In a UK population-based cohort study reported in the Journal of Clinical Oncology, Cardwell et al found that statin use after diagnosis of colorectal cancer was associated with a 29% reduction in colorectal cancer–specific mortality and a 25% reduction in all-cause mortality. Improvements were greater in patients taking statins for >1 year.

Study Details

The study involved a cohort of 7,657 patients with newly diagnosed stage I to III colorectal cancer identified from 1998 to 2009 from the UK National Cancer Data Repository. The UK Clinical Practice Research Datalink provided prescription records, and the UK Office of National Statistics provided mortality data through 2012.

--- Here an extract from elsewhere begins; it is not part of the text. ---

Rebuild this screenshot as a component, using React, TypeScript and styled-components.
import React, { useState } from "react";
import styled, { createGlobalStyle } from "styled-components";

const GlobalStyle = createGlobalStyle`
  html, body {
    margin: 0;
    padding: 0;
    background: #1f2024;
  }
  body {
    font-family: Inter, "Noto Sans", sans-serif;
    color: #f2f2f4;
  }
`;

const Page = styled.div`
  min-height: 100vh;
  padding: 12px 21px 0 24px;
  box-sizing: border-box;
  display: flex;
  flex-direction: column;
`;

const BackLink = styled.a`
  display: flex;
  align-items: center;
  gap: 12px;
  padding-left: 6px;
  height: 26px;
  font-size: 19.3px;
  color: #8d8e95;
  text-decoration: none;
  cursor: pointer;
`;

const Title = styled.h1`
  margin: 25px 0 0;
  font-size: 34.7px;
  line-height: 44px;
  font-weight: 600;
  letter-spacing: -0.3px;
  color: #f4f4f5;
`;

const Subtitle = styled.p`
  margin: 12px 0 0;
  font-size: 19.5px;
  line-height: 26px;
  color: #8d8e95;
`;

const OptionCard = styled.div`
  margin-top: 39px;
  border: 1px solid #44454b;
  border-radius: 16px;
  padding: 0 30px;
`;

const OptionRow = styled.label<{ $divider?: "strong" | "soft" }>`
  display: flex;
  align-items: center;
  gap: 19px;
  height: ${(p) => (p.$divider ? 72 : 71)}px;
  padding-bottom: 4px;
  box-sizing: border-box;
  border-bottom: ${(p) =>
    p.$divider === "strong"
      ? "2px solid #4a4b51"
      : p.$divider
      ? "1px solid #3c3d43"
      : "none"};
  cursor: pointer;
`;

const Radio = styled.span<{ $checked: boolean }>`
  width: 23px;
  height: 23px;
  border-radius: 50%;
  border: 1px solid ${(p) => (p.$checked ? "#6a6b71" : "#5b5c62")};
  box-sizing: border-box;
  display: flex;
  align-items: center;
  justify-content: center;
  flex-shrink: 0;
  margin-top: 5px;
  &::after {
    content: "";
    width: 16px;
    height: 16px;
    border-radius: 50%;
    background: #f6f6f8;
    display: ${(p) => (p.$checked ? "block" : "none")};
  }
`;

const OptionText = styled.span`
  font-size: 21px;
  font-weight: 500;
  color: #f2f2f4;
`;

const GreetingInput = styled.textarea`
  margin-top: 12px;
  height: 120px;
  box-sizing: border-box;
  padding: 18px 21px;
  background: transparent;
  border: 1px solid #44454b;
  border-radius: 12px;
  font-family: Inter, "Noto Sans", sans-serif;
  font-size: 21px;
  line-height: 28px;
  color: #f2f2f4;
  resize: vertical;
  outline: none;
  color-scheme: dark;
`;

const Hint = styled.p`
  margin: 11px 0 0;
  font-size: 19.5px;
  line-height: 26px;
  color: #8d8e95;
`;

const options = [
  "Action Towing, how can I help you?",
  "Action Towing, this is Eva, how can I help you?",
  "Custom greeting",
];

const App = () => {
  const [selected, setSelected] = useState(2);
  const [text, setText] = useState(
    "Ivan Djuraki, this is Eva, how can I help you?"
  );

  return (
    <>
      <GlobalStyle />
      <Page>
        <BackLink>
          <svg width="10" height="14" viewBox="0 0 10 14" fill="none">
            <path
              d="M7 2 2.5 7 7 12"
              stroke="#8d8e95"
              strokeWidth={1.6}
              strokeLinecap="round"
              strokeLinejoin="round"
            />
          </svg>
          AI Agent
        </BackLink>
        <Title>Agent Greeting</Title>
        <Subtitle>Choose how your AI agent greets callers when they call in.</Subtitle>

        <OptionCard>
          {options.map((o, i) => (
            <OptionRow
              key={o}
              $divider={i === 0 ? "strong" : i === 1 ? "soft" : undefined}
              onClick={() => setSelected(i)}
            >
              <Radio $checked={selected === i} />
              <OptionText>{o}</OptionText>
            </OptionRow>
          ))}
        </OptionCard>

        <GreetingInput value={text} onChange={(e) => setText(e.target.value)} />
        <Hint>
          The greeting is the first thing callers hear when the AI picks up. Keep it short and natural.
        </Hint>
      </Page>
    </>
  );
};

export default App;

A total of 2,662 patients (35%) had ever used statins. Statin users were more likely to be diagnosed more recently, be older, be men, have a smoking history, have greater body mass index, have comorbidities (including cerebrovascular disease, diabetes, and myocardial infarction), and use other medications (eg, aspirin, ACE inhibitors, and metformin). A smaller proportion of statin users had stage III disease (36% vs 43%), but users and nonusers were otherwise generally matched for colorectal cancer stage and grade.

Improved Survival

Average follow-up after diagnosis was 5 years. A total of 1,647 colorectal cancer–specific deaths occurred. Statin use after diagnosis was associated with significantly reduced risk of colorectal cancer–specific death (hazard ratio [HR] = 0.72, 95% confidence interval [CI] = 0.64–0.81), including reduced risk in those with 1 to 365 daily defined doses (ie, < 1 years’ use; HR = 0.79,  95% CI = 0.68–0.93) and in those with > 365 daily defined doses (HR = 0.65, 95% CI = 0.56–0.77). The observed effects appeared to be similar across statin types. Statin users also had a significant reduction in all-cause mortality (HR = 0.88, 95% CI = 0.81–0.96).

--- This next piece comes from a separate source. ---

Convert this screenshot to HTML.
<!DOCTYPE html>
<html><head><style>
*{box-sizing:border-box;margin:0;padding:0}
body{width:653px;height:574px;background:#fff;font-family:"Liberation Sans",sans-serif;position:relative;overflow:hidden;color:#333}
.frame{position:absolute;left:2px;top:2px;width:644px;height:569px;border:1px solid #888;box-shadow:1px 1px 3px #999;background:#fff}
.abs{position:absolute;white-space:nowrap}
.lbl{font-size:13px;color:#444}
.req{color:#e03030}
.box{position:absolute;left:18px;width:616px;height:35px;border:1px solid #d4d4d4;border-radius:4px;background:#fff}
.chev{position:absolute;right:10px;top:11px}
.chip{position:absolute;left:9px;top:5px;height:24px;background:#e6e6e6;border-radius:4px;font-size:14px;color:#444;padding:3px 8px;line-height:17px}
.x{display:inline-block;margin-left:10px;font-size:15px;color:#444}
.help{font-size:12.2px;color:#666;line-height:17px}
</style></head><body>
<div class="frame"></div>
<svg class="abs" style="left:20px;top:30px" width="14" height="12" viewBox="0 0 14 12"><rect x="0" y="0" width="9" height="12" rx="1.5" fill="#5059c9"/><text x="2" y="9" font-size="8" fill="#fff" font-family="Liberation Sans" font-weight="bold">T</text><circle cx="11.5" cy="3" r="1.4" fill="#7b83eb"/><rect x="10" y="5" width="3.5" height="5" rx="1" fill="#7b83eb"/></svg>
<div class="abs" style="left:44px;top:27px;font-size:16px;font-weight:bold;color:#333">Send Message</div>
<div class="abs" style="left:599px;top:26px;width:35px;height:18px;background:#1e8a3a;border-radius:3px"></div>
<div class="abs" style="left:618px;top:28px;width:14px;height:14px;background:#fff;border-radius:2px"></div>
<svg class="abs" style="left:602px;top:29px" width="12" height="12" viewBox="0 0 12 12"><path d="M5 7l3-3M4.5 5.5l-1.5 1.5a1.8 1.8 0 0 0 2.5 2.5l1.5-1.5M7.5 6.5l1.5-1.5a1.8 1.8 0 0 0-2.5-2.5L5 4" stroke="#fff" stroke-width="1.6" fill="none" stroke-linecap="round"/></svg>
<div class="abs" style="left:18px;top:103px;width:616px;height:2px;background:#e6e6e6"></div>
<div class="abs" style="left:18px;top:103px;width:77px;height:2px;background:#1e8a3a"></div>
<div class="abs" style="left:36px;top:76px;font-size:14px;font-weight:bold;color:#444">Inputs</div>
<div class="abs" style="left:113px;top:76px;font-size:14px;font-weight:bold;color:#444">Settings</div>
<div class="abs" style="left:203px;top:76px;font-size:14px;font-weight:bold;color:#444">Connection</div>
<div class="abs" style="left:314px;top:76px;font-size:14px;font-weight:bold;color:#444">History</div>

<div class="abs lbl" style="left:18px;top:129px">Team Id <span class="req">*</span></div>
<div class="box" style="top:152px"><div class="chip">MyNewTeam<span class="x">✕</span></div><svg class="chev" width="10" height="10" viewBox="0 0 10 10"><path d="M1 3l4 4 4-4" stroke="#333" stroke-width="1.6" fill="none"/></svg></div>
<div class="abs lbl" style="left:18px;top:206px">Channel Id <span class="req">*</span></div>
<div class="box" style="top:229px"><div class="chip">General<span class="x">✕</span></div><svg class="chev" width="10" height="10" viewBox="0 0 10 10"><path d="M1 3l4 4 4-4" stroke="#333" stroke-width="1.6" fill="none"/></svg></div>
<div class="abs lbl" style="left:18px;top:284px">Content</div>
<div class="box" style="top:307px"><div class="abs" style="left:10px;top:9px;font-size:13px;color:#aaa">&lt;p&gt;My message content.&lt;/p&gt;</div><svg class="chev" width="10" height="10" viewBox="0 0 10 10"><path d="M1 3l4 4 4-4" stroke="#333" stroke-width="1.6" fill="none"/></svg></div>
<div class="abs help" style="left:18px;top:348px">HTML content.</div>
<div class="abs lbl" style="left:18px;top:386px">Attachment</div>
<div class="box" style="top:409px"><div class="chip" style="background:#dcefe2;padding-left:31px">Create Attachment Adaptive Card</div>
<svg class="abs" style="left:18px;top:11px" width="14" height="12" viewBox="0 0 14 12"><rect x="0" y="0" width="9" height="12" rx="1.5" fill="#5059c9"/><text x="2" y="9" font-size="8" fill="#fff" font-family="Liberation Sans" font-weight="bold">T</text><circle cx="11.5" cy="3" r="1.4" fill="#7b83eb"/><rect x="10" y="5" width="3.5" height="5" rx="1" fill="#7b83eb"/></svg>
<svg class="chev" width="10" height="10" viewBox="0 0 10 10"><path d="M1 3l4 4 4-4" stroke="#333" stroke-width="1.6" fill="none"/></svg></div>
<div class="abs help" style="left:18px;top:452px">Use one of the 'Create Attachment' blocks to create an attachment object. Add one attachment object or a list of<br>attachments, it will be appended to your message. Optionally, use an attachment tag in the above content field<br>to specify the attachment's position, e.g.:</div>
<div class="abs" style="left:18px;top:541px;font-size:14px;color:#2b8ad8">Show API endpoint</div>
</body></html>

Significant Benefits in Adjusted Analysis

Multivariate analyses were performed to adjust for year of diagnosis, age at diagnosis, sex, stage, surgery within 6 months, radiotherapy within 6 months, chemotherapy within 6 months, site (colon or rectum), comorbidities (before diagnosis, including cerebrovascular disease, chronic pulmonary disease, congestive heart disease, diabetes, myocardial infarction, peptic ulcer disease, peripheral vascular disease, and renal disease), and other medication use after diagnosis. On this analysis, statin use was associated with a significant 29% reduction in risk for colorectal cancer–specific mortality (adjusted HR = 0.71, 95% CI = 0.61–0.84) and a 25% reduction in risk for all-cause mortality (HR = 0.75, 95% CI = 0.66–0.84). A dose-response effect was observed, with a greater reduction in risk observed with statin use > 1 year (adjusted HR = 0.64, 95% CI = 0.53–0.79).

Among patients who had not used statins prior to colorectal cancer diagnosis, the adjusted hazard ratio among statin users for colorectal cancer–specific mortality was 0.66 (95% CI = 0.50–0.85). The effect was somewhat smaller in analysis excluding statin prescriptions in the year before death (adjusted HR = 0.77, 95% CI = 0.66–0.90) and was further attenuated when prescriptions in the 2 years before death were excluded (adjusted HR = 0.84, 95% CI = 0.69–1.02). However, the effect remained significant for patients in the latter analysis who had > 365 defined daily doses (adjusted HR = 0.75, 95% CI = 0.56–0.99).

A significant preventive effect in colorectal cancer–specific mortality was also observed among patients who used statins prior to diagnosis (adjusted HR = 0.86, 95% CI = 0.79–0.93).

The investigators concluded, “In this large population-based cohort, statin use after diagnosis of colorectal cancer was associated with longer rates of survival.”

Chris R. Cardwell, PhD, of Royal Victoria Hospital, Belfast, is the corresponding author for the Journal of Clinical Oncology article.

The study was supported by the Health and Social Care Research and Development (Public Health Agency, Northern Ireland). The authors indicated no potential conflicts of interest.

The content in this post has not been reviewed by the American Society of Clinical Oncology, Inc. (ASCO®) and does not necessarily reflect the ideas and opinions of ASCO®.